**DIRECTION**
Work out how many lines of the records hold the string "components", and reply with that number alone.
--
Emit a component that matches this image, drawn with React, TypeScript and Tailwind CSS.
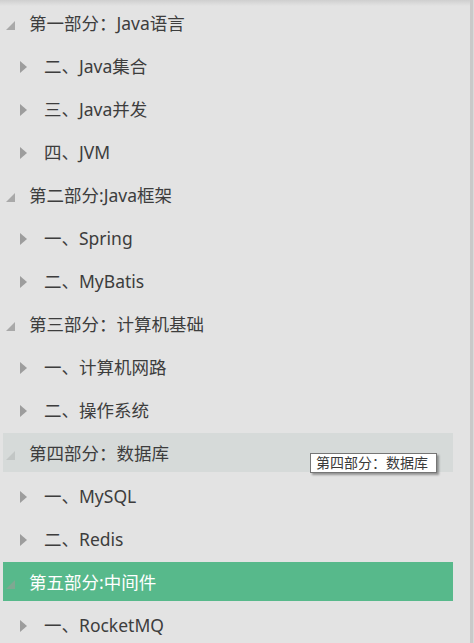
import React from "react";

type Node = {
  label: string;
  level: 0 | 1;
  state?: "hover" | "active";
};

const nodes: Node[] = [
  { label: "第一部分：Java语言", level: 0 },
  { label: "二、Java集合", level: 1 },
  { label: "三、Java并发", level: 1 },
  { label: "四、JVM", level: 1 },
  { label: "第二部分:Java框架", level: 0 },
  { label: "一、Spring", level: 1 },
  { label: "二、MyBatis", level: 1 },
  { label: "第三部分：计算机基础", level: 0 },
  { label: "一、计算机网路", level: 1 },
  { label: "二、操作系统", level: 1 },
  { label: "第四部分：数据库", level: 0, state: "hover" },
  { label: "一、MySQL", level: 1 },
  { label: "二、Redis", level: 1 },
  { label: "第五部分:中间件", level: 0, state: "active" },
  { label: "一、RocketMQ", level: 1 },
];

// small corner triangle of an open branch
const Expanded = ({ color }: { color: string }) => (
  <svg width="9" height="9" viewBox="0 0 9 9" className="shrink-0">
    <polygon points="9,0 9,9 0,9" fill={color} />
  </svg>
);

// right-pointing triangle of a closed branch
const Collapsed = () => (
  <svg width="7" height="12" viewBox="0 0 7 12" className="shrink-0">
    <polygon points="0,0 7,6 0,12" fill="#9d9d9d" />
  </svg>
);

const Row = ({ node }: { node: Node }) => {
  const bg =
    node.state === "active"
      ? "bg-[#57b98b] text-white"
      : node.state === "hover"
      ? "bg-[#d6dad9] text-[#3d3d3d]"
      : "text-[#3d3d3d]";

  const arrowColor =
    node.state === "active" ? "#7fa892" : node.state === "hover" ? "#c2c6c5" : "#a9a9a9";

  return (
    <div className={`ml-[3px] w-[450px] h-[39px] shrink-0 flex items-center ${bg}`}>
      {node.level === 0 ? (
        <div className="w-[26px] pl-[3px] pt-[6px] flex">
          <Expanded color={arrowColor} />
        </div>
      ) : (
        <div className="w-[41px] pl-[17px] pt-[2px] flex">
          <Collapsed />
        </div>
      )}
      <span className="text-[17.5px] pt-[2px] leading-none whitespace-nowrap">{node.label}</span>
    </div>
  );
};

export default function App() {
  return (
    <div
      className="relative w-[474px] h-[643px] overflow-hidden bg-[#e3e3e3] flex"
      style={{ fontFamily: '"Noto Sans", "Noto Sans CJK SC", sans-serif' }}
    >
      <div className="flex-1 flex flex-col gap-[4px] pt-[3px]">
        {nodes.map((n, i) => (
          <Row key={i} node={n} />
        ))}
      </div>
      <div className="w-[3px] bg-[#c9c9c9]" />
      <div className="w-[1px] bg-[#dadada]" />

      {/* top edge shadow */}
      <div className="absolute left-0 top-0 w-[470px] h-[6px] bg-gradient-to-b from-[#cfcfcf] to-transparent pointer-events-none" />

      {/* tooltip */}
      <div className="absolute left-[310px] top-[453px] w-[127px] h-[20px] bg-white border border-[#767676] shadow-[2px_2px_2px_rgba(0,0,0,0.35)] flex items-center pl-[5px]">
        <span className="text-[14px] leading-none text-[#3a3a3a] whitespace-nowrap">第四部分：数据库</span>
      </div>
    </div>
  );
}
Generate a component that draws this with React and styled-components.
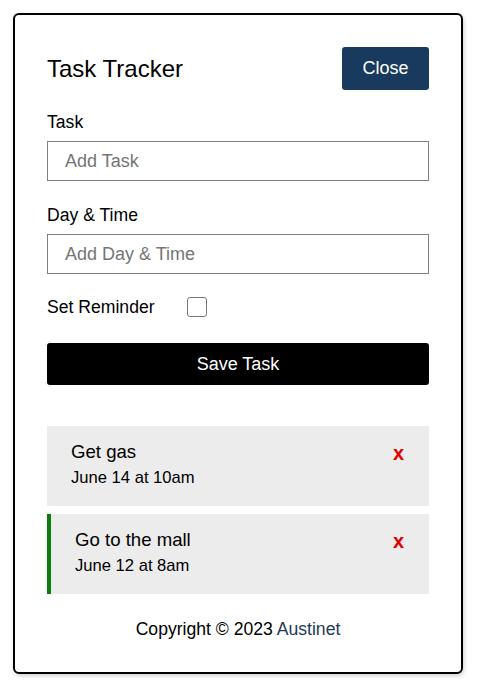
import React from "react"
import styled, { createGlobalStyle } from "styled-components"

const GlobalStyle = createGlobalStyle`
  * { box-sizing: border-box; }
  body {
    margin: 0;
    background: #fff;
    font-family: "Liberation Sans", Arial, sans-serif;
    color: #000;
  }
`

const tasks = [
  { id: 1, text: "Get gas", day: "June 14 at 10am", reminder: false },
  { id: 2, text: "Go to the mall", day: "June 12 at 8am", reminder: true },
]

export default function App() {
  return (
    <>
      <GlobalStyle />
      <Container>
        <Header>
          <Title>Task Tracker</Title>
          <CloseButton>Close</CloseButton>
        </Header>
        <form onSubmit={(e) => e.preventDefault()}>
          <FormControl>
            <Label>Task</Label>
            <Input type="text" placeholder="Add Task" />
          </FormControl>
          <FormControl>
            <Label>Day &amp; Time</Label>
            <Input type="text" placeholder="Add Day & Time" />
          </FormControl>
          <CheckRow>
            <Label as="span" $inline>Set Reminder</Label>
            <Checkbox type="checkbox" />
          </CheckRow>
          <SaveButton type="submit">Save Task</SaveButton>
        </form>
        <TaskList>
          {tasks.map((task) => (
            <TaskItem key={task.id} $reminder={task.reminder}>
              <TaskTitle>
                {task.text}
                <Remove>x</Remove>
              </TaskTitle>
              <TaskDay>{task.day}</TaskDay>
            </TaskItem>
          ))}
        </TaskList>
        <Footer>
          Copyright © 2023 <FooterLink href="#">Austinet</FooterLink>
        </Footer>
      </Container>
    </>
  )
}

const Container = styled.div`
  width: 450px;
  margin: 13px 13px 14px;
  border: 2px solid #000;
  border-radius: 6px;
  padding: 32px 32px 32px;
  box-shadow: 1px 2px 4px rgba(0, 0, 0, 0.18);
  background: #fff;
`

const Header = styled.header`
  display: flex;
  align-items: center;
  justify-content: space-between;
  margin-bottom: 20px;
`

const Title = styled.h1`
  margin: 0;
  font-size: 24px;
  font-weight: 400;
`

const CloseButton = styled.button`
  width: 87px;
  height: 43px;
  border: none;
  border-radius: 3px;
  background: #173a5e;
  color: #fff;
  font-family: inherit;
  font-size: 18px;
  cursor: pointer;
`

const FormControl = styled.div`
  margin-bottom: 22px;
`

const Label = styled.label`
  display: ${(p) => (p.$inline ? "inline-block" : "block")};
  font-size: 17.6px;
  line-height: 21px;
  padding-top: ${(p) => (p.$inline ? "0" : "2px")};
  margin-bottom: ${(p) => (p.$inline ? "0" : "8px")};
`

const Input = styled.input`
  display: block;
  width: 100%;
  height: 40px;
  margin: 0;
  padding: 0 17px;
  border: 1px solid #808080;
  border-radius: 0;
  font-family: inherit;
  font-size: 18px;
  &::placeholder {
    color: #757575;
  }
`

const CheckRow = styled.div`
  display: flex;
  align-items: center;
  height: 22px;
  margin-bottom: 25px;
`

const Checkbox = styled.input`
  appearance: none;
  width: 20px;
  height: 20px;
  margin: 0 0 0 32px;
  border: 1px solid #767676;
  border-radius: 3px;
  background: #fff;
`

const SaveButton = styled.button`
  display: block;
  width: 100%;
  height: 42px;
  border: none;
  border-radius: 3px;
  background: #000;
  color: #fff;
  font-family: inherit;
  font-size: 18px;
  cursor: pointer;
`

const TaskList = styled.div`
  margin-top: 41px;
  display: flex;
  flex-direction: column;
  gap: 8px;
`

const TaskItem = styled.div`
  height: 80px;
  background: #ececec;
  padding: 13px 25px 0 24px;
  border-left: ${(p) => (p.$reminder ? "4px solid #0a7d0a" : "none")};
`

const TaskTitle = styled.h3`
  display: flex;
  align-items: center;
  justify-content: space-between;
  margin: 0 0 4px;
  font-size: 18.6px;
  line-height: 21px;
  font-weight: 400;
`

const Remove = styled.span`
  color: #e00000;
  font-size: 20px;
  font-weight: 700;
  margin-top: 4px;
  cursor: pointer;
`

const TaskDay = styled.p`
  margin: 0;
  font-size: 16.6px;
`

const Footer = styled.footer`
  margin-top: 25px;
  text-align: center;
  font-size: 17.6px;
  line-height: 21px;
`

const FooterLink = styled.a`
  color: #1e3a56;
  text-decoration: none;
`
--
**CORRECT ANSWER**
2